Cost Clarity Without Coldness

Grief can make money feel like a topic you are not allowed to mention, even though it matters. If you are asking how much does cremation cost, it usually means you are trying to protect your family from surprises. Costs vary by location and service type, and it is easy to compare apples to oranges when you are calling providers. Funeral.com’s how much does cremation cost guide breaks down common fees and explains the difference between direct cremation and cremation with services in plain language.

It can also help to remember that memorial items fit into the budget differently. A primary urn may be a long-term home memorial. Small cremation urns, keepsake urns, or cremation jewelry can be part of a sharing plan that reduces conflict and repeated handling. A calm budget is not about spending the least; it is about spending intentionally, so the choices you make do not create new stress later.

A Home Vigil Is a Gift You Give Each Other

A vigil does not erase grief. What it can do is soften the sharpest edges by making sure nobody has to carry the first days alone. Structure is not the enemy of emotion; it is what protects emotion from burnout. When you set visiting windows, create a meal rhythm, assign roles, and defend quiet hours, you are not “managing” grief. You are caring for the people who are living through it.

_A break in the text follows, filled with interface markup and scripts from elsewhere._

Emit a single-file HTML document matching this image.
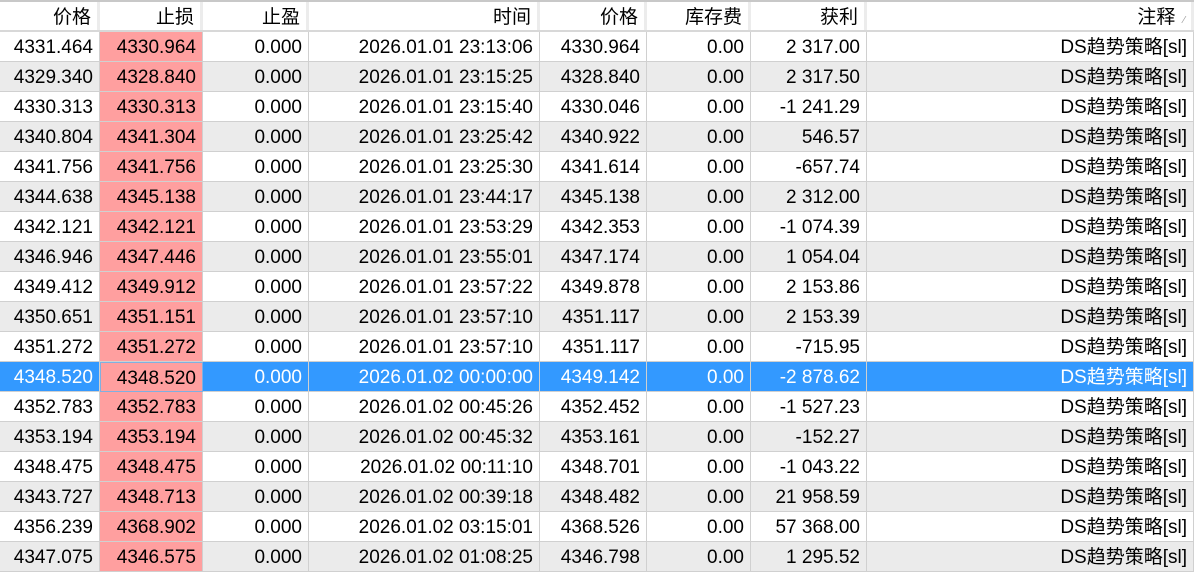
<!DOCTYPE html>
<html><head><meta charset="utf-8"><style>
*{margin:0;padding:0;box-sizing:border-box}
body{width:1194px;height:570px;overflow:hidden;background:#fff;font-family:"Liberation Sans","Noto Sans CJK SC",sans-serif;font-size:19px;color:#000;position:relative}
.row{position:absolute;left:0;width:1194px;height:30px;display:flex}
.row div{height:30px;text-align:right;padding-right:6px;white-space:nowrap;overflow:hidden;border-right:1px solid #d0d0d0;border-bottom:1px solid #d0d0d0;line-height:31px}
.h{top:0;height:32px;border-top:2px solid #c8c8c8;border-bottom:2px solid #d8d8d8}
.h div{height:28px;line-height:31px;border-right:3px solid #ececec;border-bottom:none}
.c1{width:100px}.c2{width:103px}.c3{width:106px}.c4{width:231px}.c5{width:107px}.c6{width:104px}.c7{width:116px}.c8{width:327px}
.a div{background:#ebebeb}
.row div.r{background:#ff9f9f}
.s div{background:#3399ff;color:#fff}
.s div.r{color:#000;border:1px solid #7fb0e0}
.tri{font-size:10px;color:#999;margin-left:8px}
</style></head><body>
<div class="row h"><div class="c1">价格</div><div class="c2">止损</div><div class="c3">止盈</div><div class="c4">时间</div><div class="c5">价格</div><div class="c6">库存费</div><div class="c7">获利</div><div class="c8">注释<span class="tri">⁄</span></div></div>
<div class="row" style="top:32px"><div class="c1">4331.464</div><div class="c2 r">4330.964</div><div class="c3">0.000</div><div class="c4">2026.01.01 23:13:06</div><div class="c5">4330.964</div><div class="c6">0.00</div><div class="c7">2 317.00</div><div class="c8">DS趋势策略[sl]</div></div>
<div class="row a" style="top:62px"><div class="c1">4329.340</div><div class="c2 r">4328.840</div><div class="c3">0.000</div><div class="c4">2026.01.01 23:15:25</div><div class="c5">4328.840</div><div class="c6">0.00</div><div class="c7">2 317.50</div><div class="c8">DS趋势策略[sl]</div></div>
<div class="row" style="top:92px"><div class="c1">4330.313</div><div class="c2 r">4330.313</div><div class="c3">0.000</div><div class="c4">2026.01.01 23:15:40</div><div class="c5">4330.046</div><div class="c6">0.00</div><div class="c7">-1 241.29</div><div class="c8">DS趋势策略[sl]</div></div>
<div class="row a" style="top:122px"><div class="c1">4340.804</div><div class="c2 r">4341.304</div><div class="c3">0.000</div><div class="c4">2026.01.01 23:25:42</div><div class="c5">4340.922</div><div class="c6">0.00</div><div class="c7">546.57</div><div class="c8">DS趋势策略[sl]</div></div>
<div class="row" style="top:152px"><div class="c1">4341.756</div><div class="c2 r">4341.756</div><div class="c3">0.000</div><div class="c4">2026.01.01 23:25:30</div><div class="c5">4341.614</div><div class="c6">0.00</div><div class="c7">-657.74</div><div class="c8">DS趋势策略[sl]</div></div>
<div class="row a" style="top:182px"><div class="c1">4344.638</div><div class="c2 r">4345.138</div><div class="c3">0.000</div><div class="c4">2026.01.01 23:44:17</div><div class="c5">4345.138</div><div class="c6">0.00</div><div class="c7">2 312.00</div><div class="c8">DS趋势策略[sl]</div></div>
<div class="row" style="top:212px"><div class="c1">4342.121</div><div class="c2 r">4342.121</div><div class="c3">0.000</div><div class="c4">2026.01.01 23:53:29</div><div class="c5">4342.353</div><div class="c6">0.00</div><div class="c7">-1 074.39</div><div class="c8">DS趋势策略[sl]</div></div>
<div class="row a" style="top:242px"><div class="c1">4346.946</div><div class="c2 r">4347.446</div><div class="c3">0.000</div><div class="c4">2026.01.01 23:55:01</div><div class="c5">4347.174</div><div class="c6">0.00</div><div class="c7">1 054.04</div><div class="c8">DS趋势策略[sl]</div></div>
<div class="row" style="top:272px"><div class="c1">4349.412</div><div class="c2 r">4349.912</div><div class="c3">0.000</div><div class="c4">2026.01.01 23:57:22</div><div class="c5">4349.878</div><div class="c6">0.00</div><div class="c7">2 153.86</div><div class="c8">DS趋势策略[sl]</div></div>
<div class="row a" style="top:302px"><div class="c1">4350.651</div><div class="c2 r">4351.151</div><div class="c3">0.000</div><div class="c4">2026.01.01 23:57:10</div><div class="c5">4351.117</div><div class="c6">0.00</div><div class="c7">2 153.39</div><div class="c8">DS趋势策略[sl]</div></div>
<div class="row" style="top:332px"><div class="c1">4351.272</div><div class="c2 r">4351.272</div><div class="c3">0.000</div><div class="c4">2026.01.01 23:57:10</div><div class="c5">4351.117</div><div class="c6">0.00</div><div class="c7">-715.95</div><div class="c8">DS趋势策略[sl]</div></div>
<div class="row s" style="top:362px"><div class="c1">4348.520</div><div class="c2 r">4348.520</div><div class="c3">0.000</div><div class="c4">2026.01.02 00:00:00</div><div class="c5">4349.142</div><div class="c6">0.00</div><div class="c7">-2 878.62</div><div class="c8">DS趋势策略[sl]</div></div>
<div class="row" style="top:392px"><div class="c1">4352.783</div><div class="c2 r">4352.783</div><div class="c3">0.000</div><div class="c4">2026.01.02 00:45:26</div><div class="c5">4352.452</div><div class="c6">0.00</div><div class="c7">-1 527.23</div><div class="c8">DS趋势策略[sl]</div></div>
<div class="row a" style="top:422px"><div class="c1">4353.194</div><div class="c2 r">4353.194</div><div class="c3">0.000</div><div class="c4">2026.01.02 00:45:32</div><div class="c5">4353.161</div><div class="c6">0.00</div><div class="c7">-152.27</div><div class="c8">DS趋势策略[sl]</div></div>
<div class="row" style="top:452px"><div class="c1">4348.475</div><div class="c2 r">4348.475</div><div class="c3">0.000</div><div class="c4">2026.01.02 00:11:10</div><div class="c5">4348.701</div><div class="c6">0.00</div><div class="c7">-1 043.22</div><div class="c8">DS趋势策略[sl]</div></div>
<div class="row a" style="top:482px"><div class="c1">4343.727</div><div class="c2 r">4348.713</div><div class="c3">0.000</div><div class="c4">2026.01.02 00:39:18</div><div class="c5">4348.482</div><div class="c6">0.00</div><div class="c7">21 958.59</div><div class="c8">DS趋势策略[sl]</div></div>
<div class="row" style="top:512px"><div class="c1">4356.239</div><div class="c2 r">4368.902</div><div class="c3">0.000</div><div class="c4">2026.01.02 03:15:01</div><div class="c5">4368.526</div><div class="c6">0.00</div><div class="c7">57 368.00</div><div class="c8">DS趋势策略[sl]</div></div>
<div class="row a" style="top:542px"><div class="c1">4347.075</div><div class="c2 r">4346.575</div><div class="c3">0.000</div><div class="c4">2026.01.02 01:08:25</div><div class="c5">4346.798</div><div class="c6">0.00</div><div class="c7">1 295.52</div><div class="c8">DS趋势策略[sl]</div></div>
</body></html>
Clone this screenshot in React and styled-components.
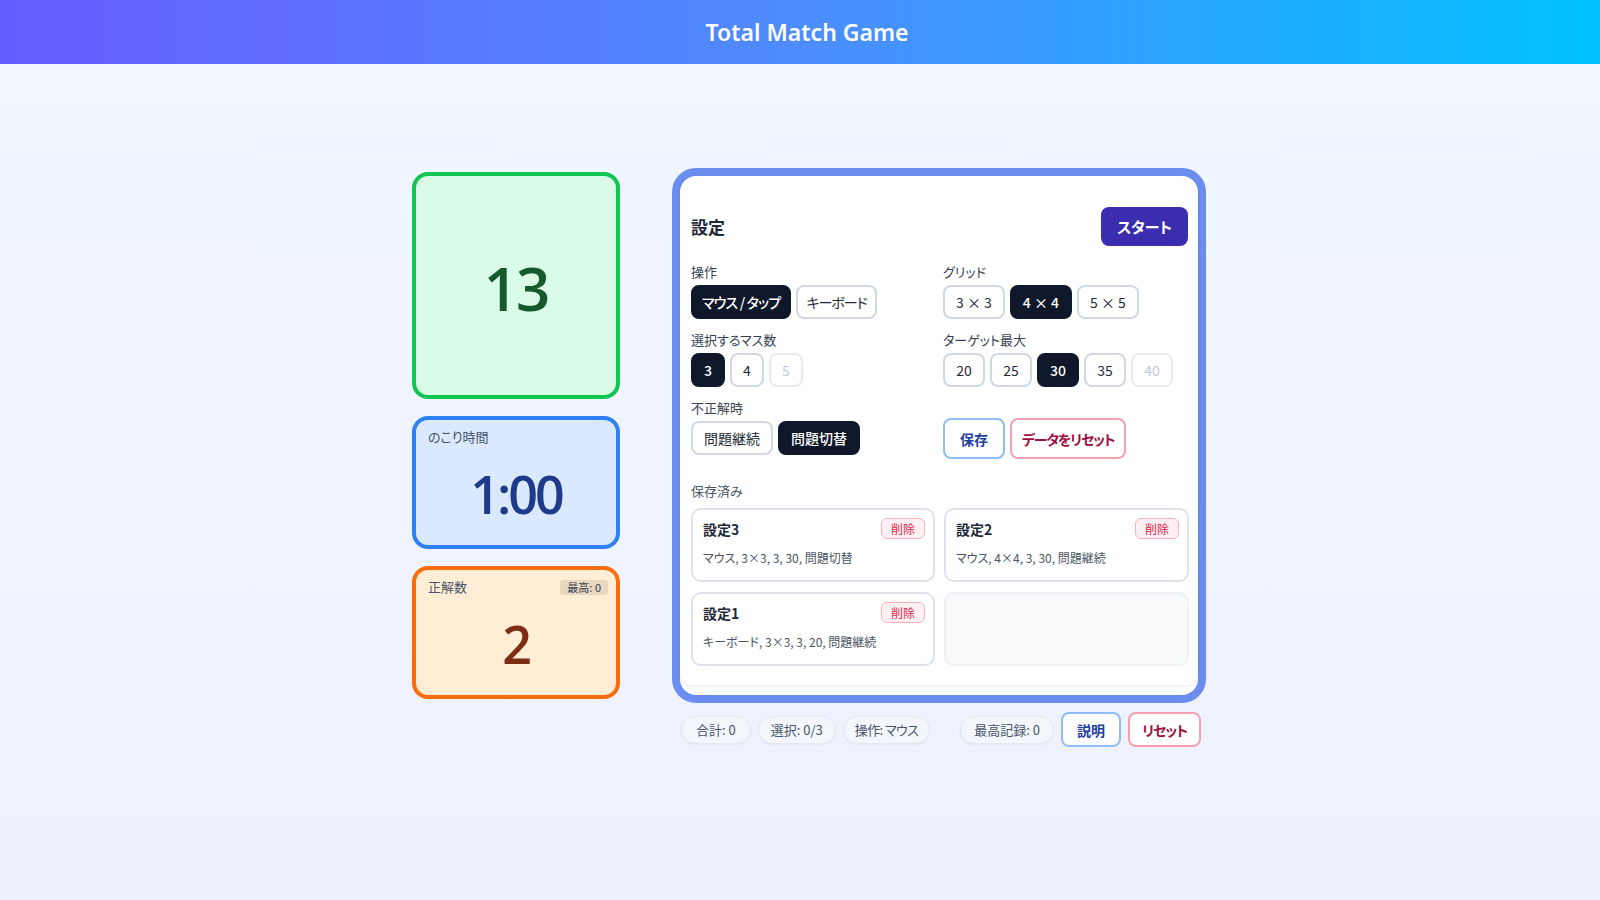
import React from "react";
import styled, { createGlobalStyle, css } from "styled-components";

const Global = createGlobalStyle`
  html, body { margin: 0; padding: 0; }
  body {
    font-family: "Noto Sans CJK JP", "Noto Sans", sans-serif;
    font-feature-settings: "palt";
    background: linear-gradient(180deg, #f0f7ff 0%, #eef1fd 100%);
    min-height: 900px;
    color: #1f2937;
  }
  * { box-sizing: border-box; }
`;

const Page = styled.div`
  min-height: 900px;
  display: flex;
  flex-direction: column;
`;

const Header = styled.header`
  height: 64px;
  display: flex;
  align-items: center;
  justify-content: center;
  padding-left: 14px;
  background: linear-gradient(90deg, #675cff 0%, #4d8cff 50%, #00c0ff 100%);
`;

const Title = styled.h1`
  margin: 0;
  font-family: "Noto Sans", sans-serif;
  font-size: 23px;
  font-weight: 600;
  color: #ffffff;
`;

const Main = styled.main`
  display: flex;
  justify-content: center;
  padding: 104px 0 0 18px;
`;

const Layout = styled.div`
  display: grid;
  grid-template-columns: 208px 534px;
  column-gap: 52px;
  row-gap: 9px;
  align-items: center;
`;

const LeftCol = styled.div`
  display: flex;
  flex-direction: column;
  gap: 17px;
`;

const tones = {
  green: { bg: "#dafbe6", border: "#10c552", text: "#145a2e" },
  blue: { bg: "#dbe9fe", border: "#2f80f4", text: "#1e3a8a" },
  orange: { bg: "#ffedd5", border: "#f96c0c", text: "#7c2d12" },
};

const StatCard = styled.div`
  position: relative;
  height: ${(p) => p.$h}px;
  border: 4px solid ${(p) => tones[p.$tone].border};
  background: ${(p) => tones[p.$tone].bg};
  border-radius: 16px;
  display: flex;
  flex-direction: column;
  padding: 8px 8px 4px 12px;
`;

const StatHead = styled.div`
  display: flex;
  justify-content: space-between;
  align-items: center;
  height: 18px;
`;

const StatLabel = styled.span`
  font-size: 13px;
  color: #475569;
  line-height: 18px;
`;

const Badge = styled.span`
  font-size: 11px;
  line-height: 15px;
  height: 15px;
  padding: 0 7px;
  border-radius: 4px;
  background: rgba(80, 60, 30, 0.12);
  color: #334155;
`;

const StatValue = styled.div`
  flex: 1;
  display: flex;
  align-items: center;
  justify-content: center;
  font-family: "Open Sans", "Noto Sans", sans-serif;
  font-weight: 600;
  font-size: ${(p) => p.$size}px;
  color: ${(p) => tones[p.$tone].text};
  letter-spacing: ${(p) => p.$ls || -2}px;
  margin-left: -4px;
`;

const Panel = styled.section`
  height: 535px;
  border: 8px solid #6b8def;
  border-radius: 24px;
  background: #ffffff;
  padding-bottom: 10px;
  display: flex;
  flex-direction: column;
`;

const PanelInner = styled.div`
  flex: 1;
  border-radius: 16px 16px 12px 12px;
  box-shadow: 0 1px 3px rgba(15, 23, 42, 0.1);
  padding: 31px 10px 0 11px;
`;

const HeadRow = styled.div`
  display: flex;
  justify-content: space-between;
  align-items: center;
  height: 39px;
  margin-bottom: 17px;
`;

const H2 = styled.h2`
  margin: 0;
  font-size: 17px;
  font-weight: 700;
  color: #1f2937;
`;

const StartButton = styled.button`
  width: 87px;
  height: 39px;
  border: none;
  border-radius: 8px;
  background: #3a2db0;
  color: #ffffff;
  font-family: inherit;
  font-feature-settings: "palt";
  font-size: 15px;
  font-weight: 700;
`;

const SettingsGrid = styled.div`
  display: grid;
  grid-template-columns: 244px 244px;
  column-gap: 8px;
  row-gap: 12px;
`;

const Field = styled.div`
  display: flex;
  flex-direction: column;
  gap: 4px;
`;

const FieldLabel = styled.div`
  font-size: 13px;
  line-height: 18px;
  height: ${(p) => (p.$h != null ? p.$h : 18)}px;
  color: #374151;
`;

const Options = styled.div`
  display: flex;
  gap: 5px;
`;

const Option = styled.button`
  height: 34px;
  padding: 0 ${(p) => (p.$pad != null ? p.$pad : 11)}px;
  min-width: ${(p) => p.$min || 0}px;
  border: 2px solid #d0d8e4;
  border-radius: 8px;
  background: #ffffff;
  color: #1f2937;
  font-family: inherit;
  font-feature-settings: "palt";
  font-size: 14px;
  letter-spacing: ${(p) => p.$ls || 0}px;
  white-space: pre;
  ${(p) =>
    p.$active &&
    css`
      background: #0f172a;
      border-color: #0f172a;
      color: #ffffff;
      font-weight: 500;
    `}
  ${(p) =>
    p.$disabled &&
    css`
      color: #c3c9d2;
      border-color: #e8ebf0;
    `}
`;

const outlineTones = {
  blue: { border: "#90bff7", text: "#1e3f9e" },
  rose: { border: "#f3a0b0", text: "#9d1040" },
};

const OutlineButton = styled.button`
  height: ${(p) => p.$h || 41}px;
  padding: 0 ${(p) => p.$pad || 14}px;
  border: 2px solid ${(p) => outlineTones[p.$tone].border};
  border-radius: 8px;
  background: #ffffff;
  color: ${(p) => outlineTones[p.$tone].text};
  font-family: inherit;
  font-feature-settings: "palt";
  font-size: 14px;
  font-weight: 600;
  letter-spacing: ${(p) => p.$ls || 0}px;
  white-space: nowrap;
`;

const SavedSection = styled.div`
  margin-top: 23px;
`;

const SavedLabel = styled.div`
  font-size: 13px;
  line-height: 18px;
  color: #4b5563;
  margin-bottom: 8px;
`;

const SavedGrid = styled.div`
  display: grid;
  grid-template-columns: 244px 245px;
  column-gap: 9px;
  row-gap: 10px;
`;

const SavedCard = styled.div`
  height: 74px;
  border: 2px solid #dde2ea;
  border-radius: 10px;
  padding: 8px 8px 12px 10px;
  background: #ffffff;
  ${(p) =>
    p.$empty &&
    css`
      background: #f8fafc;
      border-color: #eef1f5;
    `}
`;

const SavedTop = styled.div`
  display: flex;
  justify-content: space-between;
  align-items: center;
  height: 21px;
  margin-bottom: 10px;
`;

const SavedName = styled.span`
  font-size: 14px;
  font-weight: 700;
  color: #1f2937;
`;

const DeleteBadge = styled.span`
  height: 21px;
  line-height: 19px;
  padding: 0 9px;
  border: 1px solid #fbb1bf;
  border-radius: 6px;
  background: #fff1f3;
  color: #e11d48;
  font-size: 12px;
`;

const SavedDesc = styled.div`
  font-size: 12px;
  line-height: 18px;
  color: #4b5563;
`;

const Bar = styled.div`
  grid-column: 2;
  display: flex;
  justify-content: space-between;
  align-items: center;
  padding: 0 5px 0 9px;
`;

const Group = styled.div`
  display: flex;
  align-items: center;
  gap: 7px;
`;

const Pill = styled.span`
  height: 28px;
  line-height: 26px;
  padding: 0 ${(p) => p.$pad || 13}px;
  border: 1px solid #e3e8ef;
  border-radius: 999px;
  background: #f3f6fb;
  box-shadow: 0 1px 2px rgba(15, 23, 42, 0.05);
  font-size: 13px;
  color: #475569;
  letter-spacing: ${(p) => p.$ls || 0}px;
  white-space: pre;
`;

const saved = [
  { name: "設定3", desc: "マウス, 3×3, 3, 30, 問題切替" },
  { name: "設定2", desc: "マウス, 4×4, 3, 30, 問題継続" },
  { name: "設定1", desc: "キーボード, 3×3, 3, 20, 問題継続" },
];

export default function App() {
  return (
    <Page>
      <Global />
      <Header>
        <Title>Total Match Game</Title>
      </Header>
      <Main>
        <Layout>
          <LeftCol>
            <StatCard $tone="green" $h={227}>
              <StatValue $tone="green" $size={60}>13</StatValue>
            </StatCard>
            <StatCard $tone="blue" $h={133}>
              <StatHead>
                <StatLabel>のこり時間</StatLabel>
              </StatHead>
              <StatValue $tone="blue" $size={52} $ls={-3}>1:00</StatValue>
            </StatCard>
            <StatCard $tone="orange" $h={133}>
              <StatHead>
                <StatLabel>正解数</StatLabel>
                <Badge>最高: 0</Badge>
              </StatHead>
              <StatValue $tone="orange" $size={52}>2</StatValue>
            </StatCard>
          </LeftCol>

          <Panel>
            <PanelInner>
              <HeadRow>
                <H2>設定</H2>
                <StartButton>スタート</StartButton>
              </HeadRow>
              <SettingsGrid>
                <Field>
                  <FieldLabel>操作</FieldLabel>
                  <Options>
                    <Option $active $pad={9} $ls={-0.8}>マウス / タップ</Option>
                    <Option $pad={8} $ls={-1}>キーボード</Option>
                  </Options>
                </Field>
                <Field>
                  <FieldLabel>グリッド</FieldLabel>
                  <Options>
                    <Option $min={59}>3 × 3</Option>
                    <Option $active $min={59}>4 × 4</Option>
                    <Option $min={59}>5 × 5</Option>
                  </Options>
                </Field>
                <Field>
                  <FieldLabel>選択するマス数</FieldLabel>
                  <Options>
                    <Option $active $min={34}>3</Option>
                    <Option $min={34}>4</Option>
                    <Option $disabled $min={34}>5</Option>
                  </Options>
                </Field>
                <Field>
                  <FieldLabel>ターゲット最大</FieldLabel>
                  <Options>
                    <Option $min={42}>20</Option>
                    <Option $min={42}>25</Option>
                    <Option $active $min={42}>30</Option>
                    <Option $min={42}>35</Option>
                    <Option $disabled $min={42}>40</Option>
                  </Options>
                </Field>
                <Field>
                  <FieldLabel>不正解時</FieldLabel>
                  <Options>
                    <Option>問題継続</Option>
                    <Option $active>問題切替</Option>
                  </Options>
                </Field>
                <Field>
                  <FieldLabel $h={15} />
                  <Options>
                    <OutlineButton $tone="blue" $pad={15}>保存</OutlineButton>
                    <OutlineButton $tone="rose" $pad={10} $ls={-1.2}>データをリセット</OutlineButton>
                  </Options>
                </Field>
              </SettingsGrid>
              <SavedSection>
                <SavedLabel>保存済み</SavedLabel>
                <SavedGrid>
                  {saved.map((s) => (
                    <SavedCard key={s.name}>
                      <SavedTop>
                        <SavedName>{s.name}</SavedName>
                        <DeleteBadge>削除</DeleteBadge>
                      </SavedTop>
                      <SavedDesc>{s.desc}</SavedDesc>
                    </SavedCard>
                  ))}
                  <SavedCard $empty />
                </SavedGrid>
              </SavedSection>
            </PanelInner>
          </Panel>

          <Bar>
            <Group>
              <Pill $pad={14}>合計: 0</Pill>
              <Pill $pad={12}>選択: 0/3</Pill>
              <Pill $pad={11} $ls={-0.6}>操作: マウス</Pill>
            </Group>
            <Group>
              <Pill $pad={13}>最高記録: 0</Pill>
              <OutlineButton $tone="blue" $h={35} $pad={14}>説明</OutlineButton>
              <OutlineButton $tone="rose" $h={35} $pad={12} $ls={-1}>リセット</OutlineButton>
            </Group>
          </Bar>
        </Layout>
      </Main>
    </Page>
  );
}
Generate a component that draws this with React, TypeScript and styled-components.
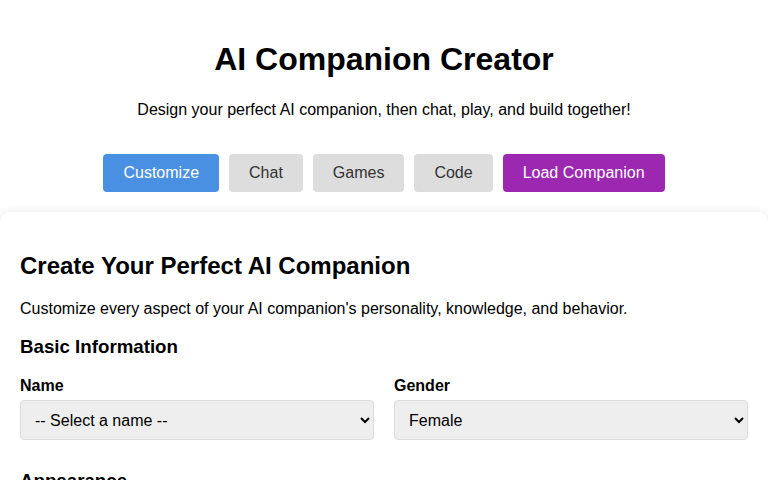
import React from "react";
import styled, { createGlobalStyle } from "styled-components";

const Global = createGlobalStyle`
  html, body { margin: 0; padding: 0; background: #fff; }
  body { font-family: "Liberation Sans", Arial, sans-serif; color: #000; }
  * { box-sizing: border-box; }
`;

const Header = styled.header`
  text-align: center;
  padding-top: 41px;
`;

const Title = styled.h1`
  margin: 0;
  font-size: 32px;
  font-weight: bold;
  line-height: 37px;
`;

const Subtitle = styled.p`
  margin: 23px 0 0;
  font-size: 16px;
  line-height: 18px;
`;

const Nav = styled.nav`
  display: flex;
  justify-content: center;
  gap: 10px;
  margin-top: 35px;
`;

const TabButton = styled.button<{ $variant?: "active" | "purple" | "plain" }>`
  font-family: "Liberation Sans", Arial, sans-serif;
  font-size: 16px;
  line-height: 18px;
  padding: 10px 20px;
  border: none;
  border-radius: 4px;
  cursor: pointer;
  background: ${(p) =>
    p.$variant === "active" ? "#4a90e2" : p.$variant === "purple" ? "#9c27b0" : "#dddddd"};
  color: ${(p) => (p.$variant === "plain" ? "#333" : "#fff")};
`;

const Card = styled.section`
  margin-top: 20px;
  background: #fff;
  border-radius: 10px;
  box-shadow: 0 0 10px rgba(0, 0, 0, 0.1);
  padding: 40px 20px 20px;
`;

const CardTitle = styled.h2`
  margin: 0;
  font-size: 24px;
  line-height: 28px;
  font-weight: bold;
`;

const Intro = styled.p`
  margin: 20px 0 0;
  font-size: 16px;
  line-height: 18px;
`;

const SectionTitle = styled.h3<{ $gap?: number }>`
  margin: ${(p) => p.$gap ?? 18}px 0 0;
  font-size: 18.72px;
  line-height: 22px;
  font-weight: bold;
`;

const Row = styled.div`
  display: grid;
  grid-template-columns: 1fr 1fr;
  gap: 20px;
  margin-top: 19px;
`;

const Group = styled.div`
  display: flex;
  flex-direction: column;
`;

const Label = styled.label`
  font-size: 16px;
  line-height: 18px;
  font-weight: bold;
  margin-bottom: 5px;
`;

const Select = styled.select`
  font-family: "Liberation Sans", Arial, sans-serif;
  font-size: 16px;
  height: 40px;
  padding: 0 10px;
  border: 1px solid #ddd;
  border-radius: 4px;
  background: #eeeeee;
  color: #000;
  width: 100%;
`;

export default function App() {
  return (
    <>
      <Global />
      <Header>
        <Title>AI Companion Creator</Title>
        <Subtitle>Design your perfect AI companion, then chat, play, and build together!</Subtitle>
        <Nav>
          <TabButton $variant="active">Customize</TabButton>
          <TabButton $variant="plain">Chat</TabButton>
          <TabButton $variant="plain">Games</TabButton>
          <TabButton $variant="plain">Code</TabButton>
          <TabButton $variant="purple">Load Companion</TabButton>
        </Nav>
      </Header>
      <Card>
        <CardTitle>Create Your Perfect AI Companion</CardTitle>
        <Intro>Customize every aspect of your AI companion's personality, knowledge, and behavior.</Intro>
        <SectionTitle>Basic Information</SectionTitle>
        <Row>
          <Group>
            <Label>Name</Label>
            <Select defaultValue="">
              <option value="">-- Select a name --</option>
              <option>Luna</option>
              <option>Nova</option>
            </Select>
          </Group>
          <Group>
            <Label>Gender</Label>
            <Select defaultValue="Female">
              <option>Female</option>
              <option>Male</option>
              <option>Non-binary</option>
            </Select>
          </Group>
        </Row>
        <SectionTitle $gap={30}>Appearance</SectionTitle>
      </Card>
    </>
  );
}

If you are building a home funeral checklist or trying to sketch a home wake planning timeline, remember that the goal is simple: dignity, rest, and enough togetherness to begin healing. And if your next steps include cremation, know that you can move slowly. Whether you choose a single set of cremation urns, a sharing plan with keepsake urns, a memorial for a companion with pet cremation urns, or a wearable keepsake like cremation necklaces, the best decision is the one that supports your family’s real life—gently, steadily, and with care.